If you're unwilling to do that, you may try GW approach, but I doubt Chase will remove lates in this instance if you're claiming fraud occurred without the evidence (police report) of the fraud
Good luck and I hope you get it resolved
Well considering it was my younger brother who used my card without my knowledge, because he wasn't aware I wasn't using the card anymore, is it still considered fraud?
Also I should point out that the account was closed the last time I signed in and paid off the balance.
@Anonymous wrote:Well considering it was my younger brother who used my card without my knowledge, because he wasn't aware I wasn't using the card anymore, is it still considered fraud?
It would be fraud since you didn't authorize him to use your card.
@Anonymous wrote:Well considering it was my younger brother who used my card without my knowledge, because he wasn't aware I wasn't using the card anymore, is it still considered fraud?
You could choose to pursue it with this approach. It depends on how much you love your brother because this will not look good for him. It means filing a police report.

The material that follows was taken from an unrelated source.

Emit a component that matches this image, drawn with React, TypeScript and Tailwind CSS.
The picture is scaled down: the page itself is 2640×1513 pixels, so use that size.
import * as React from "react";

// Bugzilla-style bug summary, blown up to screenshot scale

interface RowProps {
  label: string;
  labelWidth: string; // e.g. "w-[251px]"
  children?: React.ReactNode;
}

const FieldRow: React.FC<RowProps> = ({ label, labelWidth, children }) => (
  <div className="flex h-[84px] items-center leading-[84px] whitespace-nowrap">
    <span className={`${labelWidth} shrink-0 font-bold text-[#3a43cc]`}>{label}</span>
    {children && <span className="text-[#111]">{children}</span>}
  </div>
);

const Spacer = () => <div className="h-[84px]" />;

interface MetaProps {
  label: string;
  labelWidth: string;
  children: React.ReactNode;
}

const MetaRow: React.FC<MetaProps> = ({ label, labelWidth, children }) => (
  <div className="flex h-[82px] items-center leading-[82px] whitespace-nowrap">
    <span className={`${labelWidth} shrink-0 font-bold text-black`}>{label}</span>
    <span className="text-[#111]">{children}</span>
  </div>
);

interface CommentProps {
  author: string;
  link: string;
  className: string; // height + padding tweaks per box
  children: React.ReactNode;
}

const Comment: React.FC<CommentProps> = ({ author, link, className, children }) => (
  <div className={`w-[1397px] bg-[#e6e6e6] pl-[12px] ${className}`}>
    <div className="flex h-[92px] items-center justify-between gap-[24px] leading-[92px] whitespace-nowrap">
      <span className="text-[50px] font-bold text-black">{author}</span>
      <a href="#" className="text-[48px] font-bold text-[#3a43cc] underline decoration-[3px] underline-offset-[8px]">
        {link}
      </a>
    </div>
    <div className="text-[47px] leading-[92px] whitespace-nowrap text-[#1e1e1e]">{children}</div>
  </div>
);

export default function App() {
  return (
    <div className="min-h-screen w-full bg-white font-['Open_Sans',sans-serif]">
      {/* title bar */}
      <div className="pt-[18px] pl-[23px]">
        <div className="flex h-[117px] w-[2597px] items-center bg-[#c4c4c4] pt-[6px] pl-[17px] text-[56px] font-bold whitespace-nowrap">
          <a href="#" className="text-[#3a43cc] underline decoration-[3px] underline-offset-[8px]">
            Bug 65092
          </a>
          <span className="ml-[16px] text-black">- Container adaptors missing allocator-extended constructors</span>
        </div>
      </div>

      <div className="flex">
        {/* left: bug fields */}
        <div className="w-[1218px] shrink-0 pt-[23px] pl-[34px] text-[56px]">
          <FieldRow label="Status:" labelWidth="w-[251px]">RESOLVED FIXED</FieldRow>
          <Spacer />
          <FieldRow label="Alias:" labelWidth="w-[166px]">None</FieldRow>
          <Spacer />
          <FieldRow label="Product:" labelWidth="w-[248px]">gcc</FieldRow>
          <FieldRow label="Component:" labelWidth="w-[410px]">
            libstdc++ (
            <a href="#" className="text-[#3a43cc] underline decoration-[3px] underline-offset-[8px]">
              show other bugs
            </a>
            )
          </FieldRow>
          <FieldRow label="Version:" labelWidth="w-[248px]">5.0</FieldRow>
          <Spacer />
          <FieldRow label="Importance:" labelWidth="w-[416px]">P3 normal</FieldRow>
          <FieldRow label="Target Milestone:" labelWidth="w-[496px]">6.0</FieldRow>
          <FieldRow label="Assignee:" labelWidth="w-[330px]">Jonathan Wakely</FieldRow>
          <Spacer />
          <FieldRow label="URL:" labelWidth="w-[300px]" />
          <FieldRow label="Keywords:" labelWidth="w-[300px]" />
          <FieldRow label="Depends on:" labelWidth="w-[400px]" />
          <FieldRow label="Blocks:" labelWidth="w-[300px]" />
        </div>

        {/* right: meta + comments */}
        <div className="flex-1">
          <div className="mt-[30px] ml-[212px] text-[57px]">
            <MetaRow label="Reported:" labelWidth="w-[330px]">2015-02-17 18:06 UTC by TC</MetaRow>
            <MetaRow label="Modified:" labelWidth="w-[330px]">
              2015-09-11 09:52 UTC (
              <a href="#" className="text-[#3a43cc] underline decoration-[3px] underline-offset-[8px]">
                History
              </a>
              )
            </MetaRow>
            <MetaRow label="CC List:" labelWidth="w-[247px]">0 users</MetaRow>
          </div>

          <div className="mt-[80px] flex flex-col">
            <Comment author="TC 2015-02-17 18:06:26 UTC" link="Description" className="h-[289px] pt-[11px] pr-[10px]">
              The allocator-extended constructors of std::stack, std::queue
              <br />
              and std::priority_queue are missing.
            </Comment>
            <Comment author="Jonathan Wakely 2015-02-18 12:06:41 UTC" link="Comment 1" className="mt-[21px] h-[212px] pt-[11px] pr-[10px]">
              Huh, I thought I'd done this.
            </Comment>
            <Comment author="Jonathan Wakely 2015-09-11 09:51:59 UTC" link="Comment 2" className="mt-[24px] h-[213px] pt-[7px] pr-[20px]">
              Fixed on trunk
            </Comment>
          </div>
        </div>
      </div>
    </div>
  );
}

I would contact Chase first and tell them it was an unauthorized charge, and proceed from there. I would explain that you're not after the refund which is why you paid it off. This is a goodwill approach.
Good luck.
(Note: I am not a lawyer, nor an expert in law. I am sure other people here are.)
Whenever an account is brought down to $0.00 balance, Chase reports it.

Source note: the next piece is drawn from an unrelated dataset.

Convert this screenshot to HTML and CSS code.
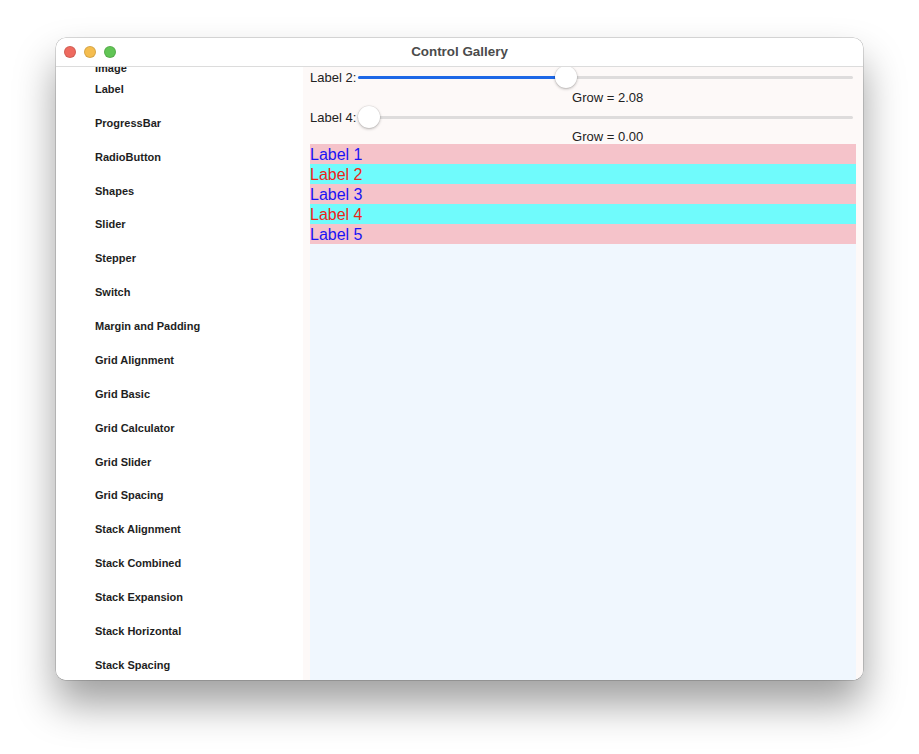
FILE: index.html
```html
<!DOCTYPE html>
<html>
<head>
<meta charset="utf-8">
<title>Control Gallery</title>
<link rel="stylesheet" href="styles.css">
</head>
<body>
<div class="window">
  <div class="titlebar">
    <div class="lights">
      <span class="light red"></span>
      <span class="light yellow"></span>
      <span class="light green"></span>
    </div>
    <div class="title">Control Gallery</div>
  </div>
  <div class="main">
    <nav class="sidebar">
      <ul class="nav-list">
        <li class="nav-item first">Image</li>
        <li class="nav-item">Label</li>
        <li class="nav-item">ProgressBar</li>
        <li class="nav-item">RadioButton</li>
        <li class="nav-item">Shapes</li>
        <li class="nav-item">Slider</li>
        <li class="nav-item">Stepper</li>
        <li class="nav-item">Switch</li>
        <li class="nav-item">Margin and Padding</li>
        <li class="nav-item">Grid Alignment</li>
        <li class="nav-item">Grid Basic</li>
        <li class="nav-item">Grid Calculator</li>
        <li class="nav-item">Grid Slider</li>
        <li class="nav-item">Grid Spacing</li>
        <li class="nav-item">Stack Alignment</li>
        <li class="nav-item">Stack Combined</li>
        <li class="nav-item">Stack Expansion</li>
        <li class="nav-item">Stack Horizontal</li>
        <li class="nav-item">Stack Spacing</li>
      </ul>
    </nav>
    <section class="content">
      <div class="controls">
        <div class="slider-label row-a">Label 2:</div>
        <div class="slider row-a">
          <div class="track"></div>
          <div class="fill" style="width: calc(11px + (100% - 22px) * 0.416)"></div>
          <div class="thumb" style="left: calc((100% - 22px) * 0.416)"></div>
        </div>
        <div class="grow row-b">Grow = 2.08</div>
        <div class="slider-label row-a">Label 4:</div>
        <div class="slider row-a">
          <div class="track"></div>
          <div class="fill" style="width: calc(11px + (100% - 22px) * 0)"></div>
          <div class="thumb" style="left: calc((100% - 22px) * 0)"></div>
        </div>
        <div class="grow row-c">Grow = 0.00</div>
      </div>
      <div class="stack">
        <div class="lbl pink blue">Label 1</div>
        <div class="lbl aqua red-t">Label 2</div>
        <div class="lbl pink blue">Label 3</div>
        <div class="lbl aqua red-t">Label 4</div>
        <div class="lbl pink blue">Label 5</div>
      </div>
      <div class="filler"></div>
    </section>
  </div>
</div>
</body>
</html>
```
FILE: styles.css
```css
html, body {
  margin: 0;
  padding: 0;
  background: #ffffff;
  font-family: "Liberation Sans", Arial, sans-serif;
}

body {
  min-height: 754px;
  padding-top: 38px;
  box-sizing: border-box;
}

.window {
  margin: 0 0 0 56px;
  width: 807px;
  height: 642px;
  border-radius: 10px;
  overflow: hidden;
  background: #ffffff;
  box-shadow: 0 24px 40px rgba(0, 0, 0, 0.38), 0 0 0 0.5px rgba(0, 0, 0, 0.28);
  display: flex;
  flex-direction: column;
}

.titlebar {
  height: 28px;
  flex: none;
  border-bottom: 1px solid #dcdcdc;
  display: flex;
  align-items: center;
  position: relative;
  background: #ffffff;
  z-index: 2;
}

.lights {
  display: flex;
  gap: 8px;
  padding-left: 8px;
}

.light {
  width: 12px;
  height: 12px;
  border-radius: 50%;
  box-sizing: border-box;
  border: 0.5px solid rgba(0, 0, 0, 0.12);
}
.light.red { background: #ee6a5f; }
.light.yellow { background: #f5bd4f; }
.light.green { background: #61c555; }

.title {
  position: absolute;
  left: 0;
  right: 0;
  top: 0;
  line-height: 28px;
  text-align: center;
  font-weight: bold;
  font-size: 13.4px;
  color: #4b4b4b;
  pointer-events: none;
}

.main {
  flex: 1;
  display: flex;
  min-height: 0;
}

.sidebar {
  width: 247px;
  flex: none;
  background: #ffffff;
  overflow: hidden;
}

.nav-list {
  list-style: none;
  margin: -15px 0 0 0;
  padding: 0;
}

.nav-item {
  height: 33.88px;
  line-height: 33.88px;
  padding-left: 39px;
  font-size: 11px;
  font-weight: bold;
  color: #1e1e1e;
  white-space: nowrap;
}

.nav-item.first {
  margin-bottom: -13px;
}

.content {
  flex: 1;
  background: #fdf9f8;
  padding: 0 7px;
  display: flex;
  flex-direction: column;
  min-width: 0;
}

.controls {
  display: grid;
  grid-template-columns: auto 1fr;
  column-gap: 2px;
  font-size: 13px;
  color: #222222;
}

.row-a { height: 20px; }
.row-b { height: 20px; }
.row-c { height: 17px; }

.slider-label {
  line-height: 22px;
}

.slider {
  position: relative;
  margin-right: 3px;
}

.track {
  position: absolute;
  left: 0;
  right: 0;
  top: 9px;
  height: 3px;
  border-radius: 2px;
  background: #dedcdc;
}

.fill {
  position: absolute;
  left: 0;
  top: 9px;
  height: 3px;
  border-radius: 2px;
  background: #1d67e6;
}

.thumb {
  position: absolute;
  top: -1px;
  width: 22px;
  height: 22px;
  border-radius: 50%;
  background: #ffffff;
  box-shadow: 0 1px 3px rgba(0, 0, 0, 0.28), 0 0 0 0.5px rgba(0, 0, 0, 0.08);
}

.grow {
  grid-column: 2;
  text-align: center;
  line-height: 22px;
  padding-left: 1px;
}
.row-c.grow { line-height: 19px; }

.stack {
  display: flex;
  flex-direction: column;
}

.lbl {
  height: 20px;
  line-height: 22px;
  font-size: 16px;
}

.pink { background: #f5c3ca; }
.aqua { background: #70fbfc; }
.blue { color: #1a14f5; }
.red-t { color: #ee2418; }

.filler {
  flex: 1;
  background: #f0f7fe;
}
```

You cannot incur a late after account is closed. The account would of have to be open when your brother used it.
If you paid and closed after he used it, you would have already been past due. You're saying 90 days, so that's 60 day late at minimum. Did you notice those charges when you were closing the account?
You also said you did not get "payment due" emails, but unless you set it as an alert, you would not be getting those. Dates when payments are due are within your account.
When card is used without your permission, it's a fraud. If he had your permission to use your accounts, then it's not (in my opinion). That's what the GW approach is for. Basically writing to Chase, explaining how the error happened and politely begging they remove the late.
Some lenders might. It usually takes time and persistence
I have to confess to being just a little bit confused on what happened and when
When is the last month you used the card? When did he use the card? When were the lates reported (for which months)? When did you close the account?
Yeah,
This sucks... because it will affect you for at least 7 years. Whatever you decide good luck.
I would personally take the process as far as i could, making sure that my brother in the process wont go to jail. Im not sure what your relationship is like with him.. but this will literally cost you potentiallt 10's of thousands of dollars.
You're only 23, so you figure at some point real life will set in, maybe a wife , kids and a car.
I would report the fraud to get the required docs to try to get this reversed. Im sure you can get something withiut pressing charges against your brother.
Good luck
Why will this cost me 10's of thousands of dollars??